Estate & Trust Administration
After the death of a loved one, his or her estate needs to be collected and managed, this process is called Estate administration. Estate Administration involves gathering the assets of the estate, paying the decedent’s debts, and distributing the remaining assets. The exact process to administer an estate depends on the amount of planning that was done, whether there was a revocable trust or last will and testament. It depends on the value of assets that are in the estate, and how they were titled. If there was a revocable trust in place there are requirements to administer the trust, these requirements are in the actual trust document itself along with statutory requirements from the Arizona trust code. If there is not a trust or if there are assets that were not titled in the name of the trust a Probate may be necessary to collect the assets of the estate. During your family Administration session your attorney will identify what process or processes are required to settle the estate.

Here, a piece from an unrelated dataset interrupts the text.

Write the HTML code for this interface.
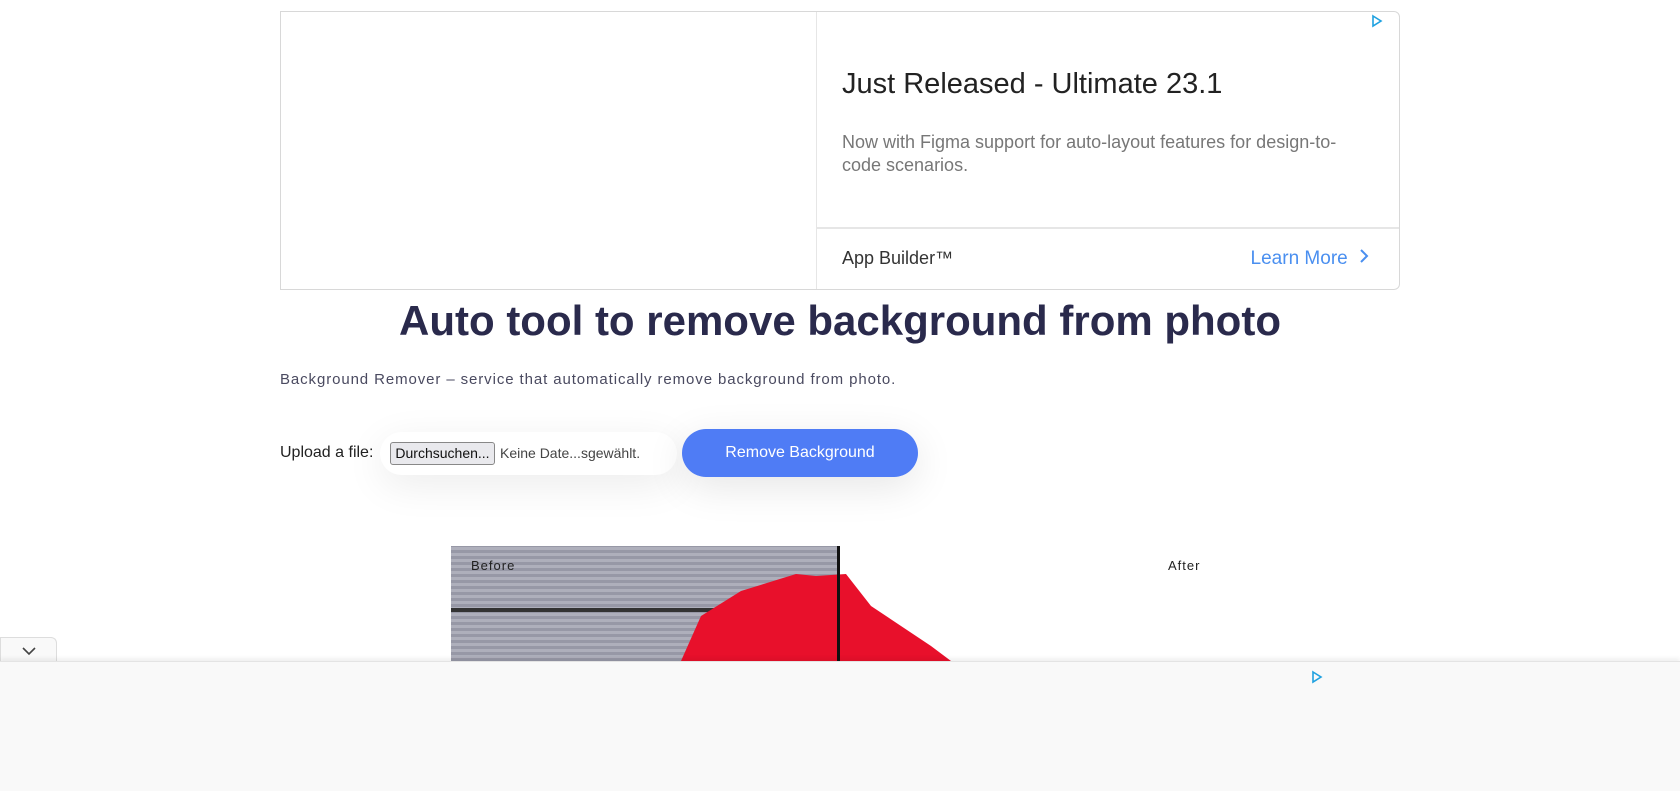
<!DOCTYPE html>
<html><head><meta charset="utf-8"><style>
*{margin:0;padding:0;box-sizing:border-box}
body{width:1680px;height:791px;overflow:hidden;background:#fff;font-family:"Liberation Sans",sans-serif;position:relative}
.ad{position:absolute;left:280px;top:11px;width:1120px;height:279px;border:1px solid #d8d8d8;border-radius:0 6px 6px 0}
.vd{position:absolute;left:535px;top:0;bottom:0;width:1px;background:#e6e6e6}
.hd{position:absolute;left:535px;right:0;top:215px;height:2px;background:#e6e6e6}
.h{position:absolute;left:561px;top:56px;font-size:29px;color:#222}
.d{position:absolute;left:561px;top:119px;width:500px;font-size:18px;line-height:23px;color:#777}
.ab{position:absolute;left:561px;top:236px;font-size:18px;color:#333}
.lm{position:absolute;right:30px;top:236px;font-size:19px;color:#4a8ff0}
.title{position:absolute;left:0;width:1680px;text-align:center;top:297px;font-size:42px;font-weight:bold;color:#2a2a4c}
.sub{position:absolute;left:280px;top:371px;font-size:15px;color:#4a4a60;letter-spacing:0.9px}
.up{position:absolute;left:280px;top:444px;font-size:16px;color:#222}
.fi{position:absolute;left:380px;top:432px;width:297px;height:43px;border-radius:22px;background:#fff;box-shadow:0 10px 40px rgba(0,0,0,.08)}
.fb{position:absolute;left:10px;top:10px;height:23px;width:105px;border:1px solid #888;border-radius:3px;background:#e9e9ed;font-size:14px;line-height:21px;text-align:center;color:#111}
.ft{position:absolute;left:120px;top:13px;font-size:14px;color:#444}
.btn{position:absolute;left:682px;top:429px;width:236px;height:48px;border-radius:24px;background:#4f7cf5;color:#fff;font-size:16px;line-height:48px;text-align:center;box-shadow:0 10px 40px rgba(0,0,0,.1)}
.img{position:absolute;left:451px;top:546px;width:388px;height:115px;background:repeating-linear-gradient(0deg,#9798a6 0 3px,#aeafbb 3px 6px)}
.plank{position:absolute;left:0;right:0;top:62px;height:4px;background:#333}
.line{position:absolute;left:837px;top:546px;width:3px;height:115px;background:#111}
.lbl{position:absolute;font-size:13px;letter-spacing:1px;color:#222}
.bot{position:absolute;left:0;top:661px;width:1680px;height:130px;background:#f9f9f9;border-top:1px solid #e4e4e4;box-shadow:0 -3px 4px rgba(0,0,0,.06)}
.tab{position:absolute;left:0;top:637px;width:57px;height:25px;background:#f9f9f9;border:1px solid #ddd;border-bottom:none;border-radius:0 6px 0 0}
</style></head><body>
<div class="ad">
<div class="vd"></div><div class="hd"></div>
<svg style="position:absolute;right:16px;top:2px" width="12" height="14" viewBox="0 0 12 14"><path d="M2 2 L10 7 L2 12 Z" fill="none" stroke="#1fa1e0" stroke-width="1.6"/></svg>
<div class="h">Just Released - Ultimate 23.1</div>
<div class="d">Now with Figma support for auto-layout features for design-to-code scenarios.</div>
<div class="ab">App Builder™</div>
<div class="lm">Learn More <svg width="10" height="16" viewBox="0 0 10 16" style="margin-left:6px"><path d="M2 2 L8 8 L2 14" fill="none" stroke="#4a8ff0" stroke-width="2"/></svg></div>
</div>
<div class="title">Auto tool to remove background from photo</div>
<div class="sub">Background Remover – service that automatically remove background from photo.</div>
<div class="up">Upload a file:</div>
<div class="fi"><div class="fb">Durchsuchen...</div><div class="ft">Keine Date...sgewählt.</div></div>
<div class="btn">Remove Background</div>
<div class="img"><div class="plank"></div></div>
<svg style="position:absolute;left:451px;top:546px" width="600" height="115" viewBox="0 0 600 115"><path d="M230 115 L250 70 L290 45 L345 28 L365 30 L395 28 L420 60 L480 100 L500 115 Z" fill="#e8102b"/></svg>
<div class="line"></div>
<div class="lbl" style="left:471px;top:558px">Before</div>
<div class="lbl" style="left:1168px;top:558px">After</div>
<div class="tab"><svg style="position:absolute;left:20px;top:8px" width="16" height="10" viewBox="0 0 16 10"><path d="M2 2 L8 8 L14 2" fill="none" stroke="#444" stroke-width="1.6"/></svg></div>
<div class="bot"><svg style="position:absolute;left:1311px;top:8px" width="12" height="14" viewBox="0 0 12 14"><path d="M2 2 L10 7 L2 12 Z" fill="none" stroke="#1fa1e0" stroke-width="1.6"/></svg></div>
</body></html>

If you are the person named as the Successor Trustee in the revocable trust or if you are named as the personal representative (commonly referred to as “executor”) in the last will and testament it is wise to seek counsel to help you administer the estate. As the Trustee or personal representative you are personally liable if you fail to properly administer the estate. This means that you can be sued and lose your personal assets if you do not act properly. The Trustee and personal representative our entitled to fees for their service. We generally recommend that they take the compensation because they have a serious job to do and it is important that it is handled properly. It is less common for the beneficiaries of an estate to need their own attorney. A beneficiary is a person that is entitled to inherit assets from the trust or estate. You can hire us to represent you as a beneficiary if you think that the Trustee or personal representative is not following their duty.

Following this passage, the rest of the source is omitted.